By MONTE DUTTON

The Friday-night lights are full of skilled high-school quarterbacks who fill the air with passes. Sometimes those who are merely efficient get lost in all the clutter.
Clinton High School has an underrated junior who came in handy in the Red Devils’ 42-18 victory over Palmetto on Friday night in the first round of the Class 3A football playoffs.
Kid by the name of Tushawan Richardson. He’s no secret in these parts.
Clinton was obviously expected to win. About 1,000 of the fans who normally frequent Wilder Stadium expected it enough to stay home. It was cold.
Sometimes a playoff back bencher like Palmetto (3-8) surprises the favored team with an unexpected tactic. The Mustangs tried. Their quarterback, Brooks Janssen, completed 19/36 passes for 261 yards, three touchdowns and was intercepted only once*. Palmetto actually led at the end of the first quarter. It was tight for a half.
The Red Devils grew frustrated by big plays that kept being erased by disagreements between what they thought they could do and the officials’ estimation. Clinton had 105 yards of penalties, 76 of them in the first half.
It was all very frustrating.

Clinton (9-2) needed a calm leader besides the ones on the sidelines. One of Corey Fountain’s common ways of referring to his quarterback is to say that Richardson has “a hot heart and a cool head.”
Richardson didn’t throw but 12 passes. He completed 10. Four went for touchdowns. One was intercepted. One landed on the ground.
“We knew we were a better team,” Richardson said. “We just hung in there, and Coach was, like, we’ve just got to fix it, get it right, keep pounding, get the scoreboard clicking and we ended up pulling away towards the end.”
Richardson didn’t run the ball but six times.

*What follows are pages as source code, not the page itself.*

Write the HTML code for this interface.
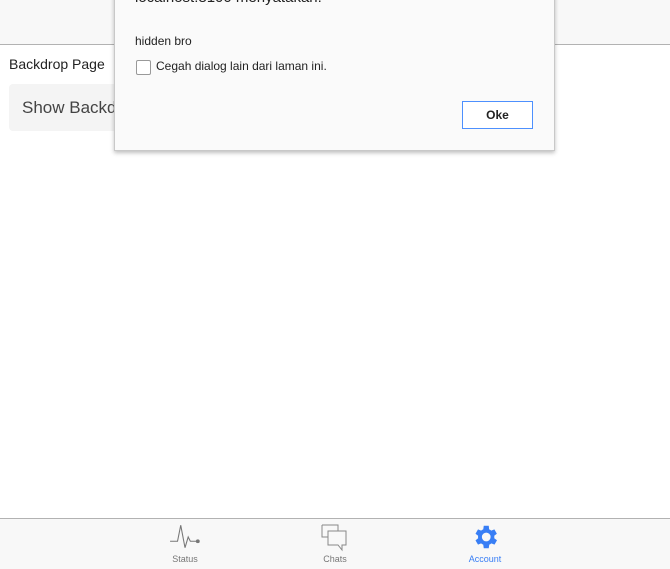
<!DOCTYPE html>
<html><head><style>
body{margin:0;width:670px;height:568px;position:relative;background:#fff;font-family:"Liberation Sans",sans-serif;overflow:hidden}
.hdr{position:absolute;left:0;top:0;width:670px;height:44px;background:#f8f8f8;border-bottom:1px solid #b2b2b2}
.t{position:absolute;left:9px;top:56px;font-size:14px;color:#222}
.btn{position:absolute;left:9px;top:84px;width:200px;height:47px;background:#f4f4f4;border-radius:4px;font-size:17px;color:#444;line-height:47px;padding-left:13px;box-sizing:border-box}
.dlg{position:absolute;left:114px;top:-10px;width:441px;height:161px;background:#fafafa;border:1px solid #c8c8c8;box-shadow:0 2px 4px rgba(0,0,0,.25);box-sizing:border-box}
.dt{position:absolute;left:20px;top:-2px;font-size:15px;color:#222}
.msg{position:absolute;left:20px;top:43px;font-size:12px;color:#222}
.cb{position:absolute;left:21px;top:69px;width:13px;height:13px;border:1px solid #999;border-radius:2px;background:#fff}
.cl{position:absolute;left:41px;top:68px;font-size:12px;color:#222}
.ok{position:absolute;left:347px;top:110px;width:71px;height:28px;border:1px solid #4d90fe;background:#fff;box-sizing:border-box;font-size:12px;font-weight:bold;text-align:center;line-height:26px;color:#222}
.tabs{position:absolute;left:0;top:518px;width:670px;height:50px;background:#f8f8f8;border-top:1px solid #b2b2b2}
.tab{position:absolute;top:0;width:100px;text-align:center;font-size:9px;color:#777}
.tab svg{display:block;margin:3px auto 0}
.tab span{position:absolute;left:0;right:0;top:35px}
</style></head><body>
<div class="hdr"></div>
<div class="t">Backdrop Page</div>
<div class="btn">Show Backdrop</div>
<div class="dlg">
<div class="dt">localhost:8100 menyatakan:</div>
<div class="msg">hidden bro</div>
<div class="cb"></div>
<div class="cl">Cegah dialog lain dari laman ini.</div>
<div class="ok">Oke</div>
</div>
<div class="tabs">
<div class="tab" style="left:135px"><svg width="32" height="30" viewBox="0 0 30 28"><path d="M1 18H8L11 3L15 24L18 14L20 18H27" fill="none" stroke="#777" stroke-width="1"/><circle cx="27" cy="18" r="1.8" fill="#777"/></svg><span>Status</span></div>
<div class="tab" style="left:285px"><svg width="30" height="30" viewBox="0 0 30 28"><path d="M2 2H18V8M8 14H2V2" fill="none" stroke="#888"/><path d="M8 8H26V22H22V27L18 22H8Z" fill="none" stroke="#888"/></svg><span>Chats</span></div>
<div class="tab" style="left:435px;color:#387ef5"><svg width="30" height="30" viewBox="0 0 24 24"><path fill="#387ef5" d="M19.4 13c.04-.33.06-.66.06-1s-.02-.67-.06-1l2.1-1.65-2-3.46-2.5 1a7.3 7.3 0 00-1.7-1L15 3h-4l-.4 2.9c-.6.25-1.17.58-1.7 1l-2.5-1-2 3.46L6.5 11c-.04.33-.06.66-.06 1s.02.67.06 1l-2.1 1.65 2 3.46 2.5-1c.53.4 1.1.74 1.7 1L11 21h4l.4-2.9c.6-.25 1.17-.58 1.7-1l2.5 1 2-3.46zM13 15.5a3.5 3.5 0 110-7 3.5 3.5 0 010 7z"/></svg><span>Account</span></div>
</div>
</body></html>
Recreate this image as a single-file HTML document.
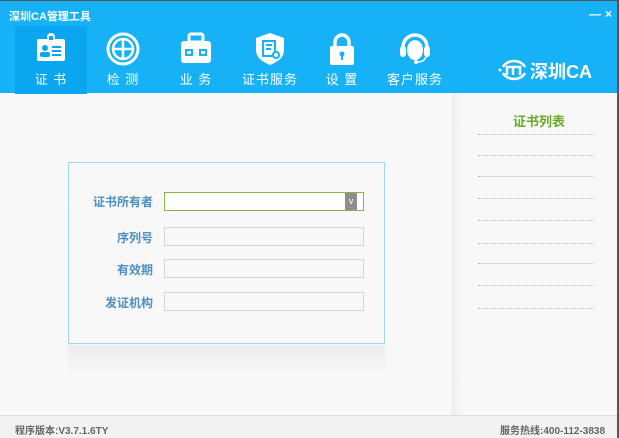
<!DOCTYPE html>
<html><head><meta charset="utf-8"><style>
*{margin:0;padding:0;box-sizing:border-box}
body{width:619px;height:438px;overflow:hidden;background:#f8f8f8;font-family:"Liberation Sans","Noto Sans CJK SC",sans-serif;position:relative}
.hdr{position:absolute;left:0;top:0;width:619px;height:93px;background:#16b1f6;border-top:1px solid #555}
.title{position:absolute;left:9px;top:7px;color:#fff;font-size:11px;font-weight:bold}
.ctl{position:absolute;top:6px;color:#fff;font-size:12px;font-weight:bold}
.tab{position:absolute;top:25px;height:68px;width:72px;text-align:center;color:#fff;font-size:13px}
.tab.sel{background:#0aa6ef}
.tab svg{position:absolute;left:50%;margin-left:-18px;top:5px}
.tab span{position:absolute;left:0;right:0;top:45px;line-height:18px;letter-spacing:1px}
.logo{position:absolute;top:57px;color:#fff;font-size:18px;font-weight:bold}
.box{position:absolute;left:68px;top:162px;width:317px;height:182px;border:1px solid #9fd6f3;background:#f8f8f8}
.shadow{position:absolute;left:68px;top:345px;width:317px;height:30px;background:linear-gradient(#ececec,#f8f8f8)}
.lbl{position:absolute;width:90px;text-align:right;left:63px;font-size:12px;font-weight:bold;color:#4f8fbf}
.inp{position:absolute;left:164px;width:200px;height:19px;border:1px solid #d4d4d4;background:#f8f8f8}
.side{position:absolute;left:452px;top:93px;width:165px;height:323px;background:#f8f8f8}
.sshadow{position:absolute;left:452px;top:93px;width:12px;height:323px;background:linear-gradient(90deg,#efefef,#f8f8f8)}
.dl{position:absolute;left:478px;width:116px;border-top:1px dotted #bbb}
.foot{position:absolute;left:0;top:415px;width:617px;height:23px;background:#f2f2f2;border-top:1px solid #ddd;font-size:10px;font-weight:bold;color:#666}
.rb{position:absolute;right:0;top:0;width:2px;height:438px;background:#555}
</style></head><body>
<div class="hdr">
<div class="title">深圳CA管理工具</div>
<div class="ctl" style="left:589px">—</div><div class="ctl" style="left:605px">×</div>
<div class="tab sel" style="left:15px"><svg width="36" height="36" viewBox="0 0 36 36"><rect x="4" y="8" width="28" height="22" rx="2" fill="#fff"/><circle cx="18" cy="6" r="4" fill="#fff"/><rect x="16" y="5" width="4" height="4" fill="#0aa6ef"/><circle cx="12" cy="17" r="3" fill="#0aa6ef"/><rect x="7" y="21" width="10" height="5" rx="2" fill="#0aa6ef"/><rect x="19" y="15" width="9" height="2" fill="#0aa6ef"/><rect x="19" y="19" width="9" height="2" fill="#0aa6ef"/><rect x="19" y="23" width="9" height="2" fill="#0aa6ef"/></svg><span>证 书</span></div>
<div class="tab" style="left:87px"><svg width="36" height="36" viewBox="0 0 36 36" fill="none" stroke="#fff"><circle cx="18" cy="18" r="15" stroke-width="3"/><circle cx="18" cy="18" r="10" stroke-width="2.5"/><path d="M18 8V28M8 18H28" stroke-width="2.5"/></svg><span>检 测</span></div>
<div class="tab" style="left:160px"><svg width="36" height="36" viewBox="0 0 36 36"><rect x="11" y="3" width="14" height="8" rx="2" fill="none" stroke="#fff" stroke-width="3"/><rect x="3" y="10" width="30" height="22" rx="3" fill="#fff"/><rect x="7" y="18" width="8" height="7" fill="#16b1f6"/><rect x="21" y="18" width="8" height="7" fill="#16b1f6"/><rect x="9" y="20" width="4" height="3" fill="#fff"/><rect x="23" y="20" width="4" height="3" fill="#fff"/></svg><span>业 务</span></div>
<div class="tab" style="left:234px"><svg width="36" height="36" viewBox="0 0 36 36"><path d="M18 2L32 7V19C32 27 25 31 18 34C11 31 4 27 4 19V7Z" fill="#fff"/><rect x="11" y="10" width="12" height="15" fill="none" stroke="#16b1f6" stroke-width="2"/><path d="M14 14H20M14 18H19" stroke="#16b1f6" stroke-width="2"/><circle cx="24" cy="24" r="4" fill="#16b1f6"/><circle cx="24" cy="24" r="2" fill="#fff"/></svg><span>证书服务</span></div>
<div class="tab" style="left:306px"><svg width="36" height="36" viewBox="0 0 36 36"><path d="M11 16V11A7 7 0 0 1 25 11V16" fill="none" stroke="#fff" stroke-width="3.5"/><rect x="6" y="15" width="24" height="19" rx="2" fill="#fff"/><circle cx="18" cy="23" r="2.5" fill="#16b1f6"/><rect x="17" y="24" width="2" height="5" fill="#16b1f6"/></svg><span>设 置</span></div>
<div class="tab" style="left:379px"><svg width="36" height="36" viewBox="0 0 36 36"><path d="M6 22V16A12 12 0 0 1 30 16V22" fill="none" stroke="#fff" stroke-width="3.5"/><ellipse cx="18" cy="19" rx="8" ry="10" fill="#fff"/><rect x="3" y="15" width="6" height="11" rx="3" fill="#fff"/><rect x="27" y="15" width="6" height="11" rx="3" fill="#fff"/><path d="M29 25Q28 31 20 31" fill="none" stroke="#fff" stroke-width="1.5"/><circle cx="19" cy="31" r="2" fill="#fff"/></svg><span>客户服务</span></div>
<svg style="position:absolute;left:497px;top:57px" width="34" height="24" viewBox="0 0 34 24"><path d="M6 9A12 10 0 0 1 28 9M6 15A12 10 0 0 0 28 15" fill="none" stroke="#fff" stroke-width="2.5"/><circle cx="3" cy="12" r="1.5" fill="#fff"/><path d="M10 17V9H23V17M16 9V17" fill="none" stroke="#fff" stroke-width="2.5"/></svg>
<div class="logo" style="left:530px">深圳CA</div>
</div>
<div class="box"></div><div class="shadow"></div>
<div class="lbl" style="top:193px">证书所有者</div>
<div class="inp" style="top:192px;border-color:#8bb14f;background:#fff"><div style="position:absolute;right:6px;top:0;width:12px;height:17px;background:#8e8e8e;color:#fff;font-size:9px;text-align:center;line-height:16px">v</div></div>
<div class="lbl" style="top:229px">序列号</div><div class="inp" style="top:227px"></div>
<div class="lbl" style="top:261px">有效期</div><div class="inp" style="top:259px"></div>
<div class="lbl" style="top:294px">发证机构</div><div class="inp" style="top:292px"></div>
<div class="side"></div><div class="sshadow"></div>
<div style="position:absolute;left:513px;top:111px;font-size:13px;font-weight:bold;color:#6aac2c">证书列表</div>
<div class="dl" style="top:134px"></div><div class="dl" style="top:155px"></div><div class="dl" style="top:176px"></div><div class="dl" style="top:198px"></div><div class="dl" style="top:220px"></div><div class="dl" style="top:243px"></div><div class="dl" style="top:263px"></div><div class="dl" style="top:285px"></div><div class="dl" style="top:308px"></div>
<div class="foot"><span style="position:absolute;left:15px;top:6px">程序版本:V3.7.1.6TY</span><span style="position:absolute;left:500px;top:6px">服务热线:400-112-3838</span></div>
<div class="rb"></div>
</body></html>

He gained 30 yards. He knew where he was going on a night when others found the right direction mysterious. He knew he was going four times apiece to Kadon Richardson and Zay Johnson, each for four touchdowns and together for 95 yards (45 and 50). He knew where Kelaja Byrd and Zane McLendon were. They each caught one.

McLendon gave the rushing game a similar lift, rushing 10 times for 45 yards. He wasn’t the leading rusher – he was third on the list, behind Tray Cook with 79 and D.J. Clark with 77 – but gave the Mustangs a different threat to consider.
Richardson was the center of Clinton versatility, and versatility is what tamed the Mustangs. Palmetto passed for 261 yards, but rushed for a net of 26. The Devils rushed for 279 yards, split six different ways.
Crawford scored twice by air, once by land, snagged for 50 yards and toted for 35.
Palmetto’s effort was admirable, but the Mustangs spent the second half hemmed in on too many sides, and the predictable result was four consecutive Red Devil touchdowns from the 2:47 mark of the third quarter to the 6:23 mark of the fourth. A tense 14-12 turned into a comfortable 42-12.
The Clinton defense indulged Janssen and the Mustangs a face-saving bomb of 43 yards as a lovely parting gift, but the cohesiveness of both Red Devil platoons left no escape but a bus ride back to Williamston.
“We were ready,” said Fountain. “We had them prepared the way they needed to be prepared. You’ve got to remember, on the second play, we bust a touchdown and it gets called back. Another play, we had a false start. That would’ve been a touchdown. We just shot ourselves in the foot. We had the kind of stuff you can’t have in playoff games, but if you score and you execute those, you get momentum, and then the ball starts rolling and you get a fast start.”
Richardson didn’t shoot himself in the foot. Neither did Crawford and Johnson, McLendon, Cook, Brett Young and a dozen others. In the end, it was just about the way of Johnny Cash and June Carter that the Red Devils handled the Mustangs:
I’m going to Jackson / You turn and loosen my coat / Cause I’m going to Jackson /
Goodbye that’s all she wrote.
During 8 minutes, 47 seconds of second-half magic, order was restored in Clinton High’s universe. It took a while, but the rocket took off.
“Palmetto had a good game plan,” Fountain said. “A lot of credit to them. We didn’t execute well in the first half. We were in a dog fight.
“This will help us later in the playoffs because we’re becoming battle tested.”
*A couple Byrds, Kaleja and Mikevious, flew off with interceptions, but one was off Elias Govea, setting up Richardson’s 10-yard strike to Richardson.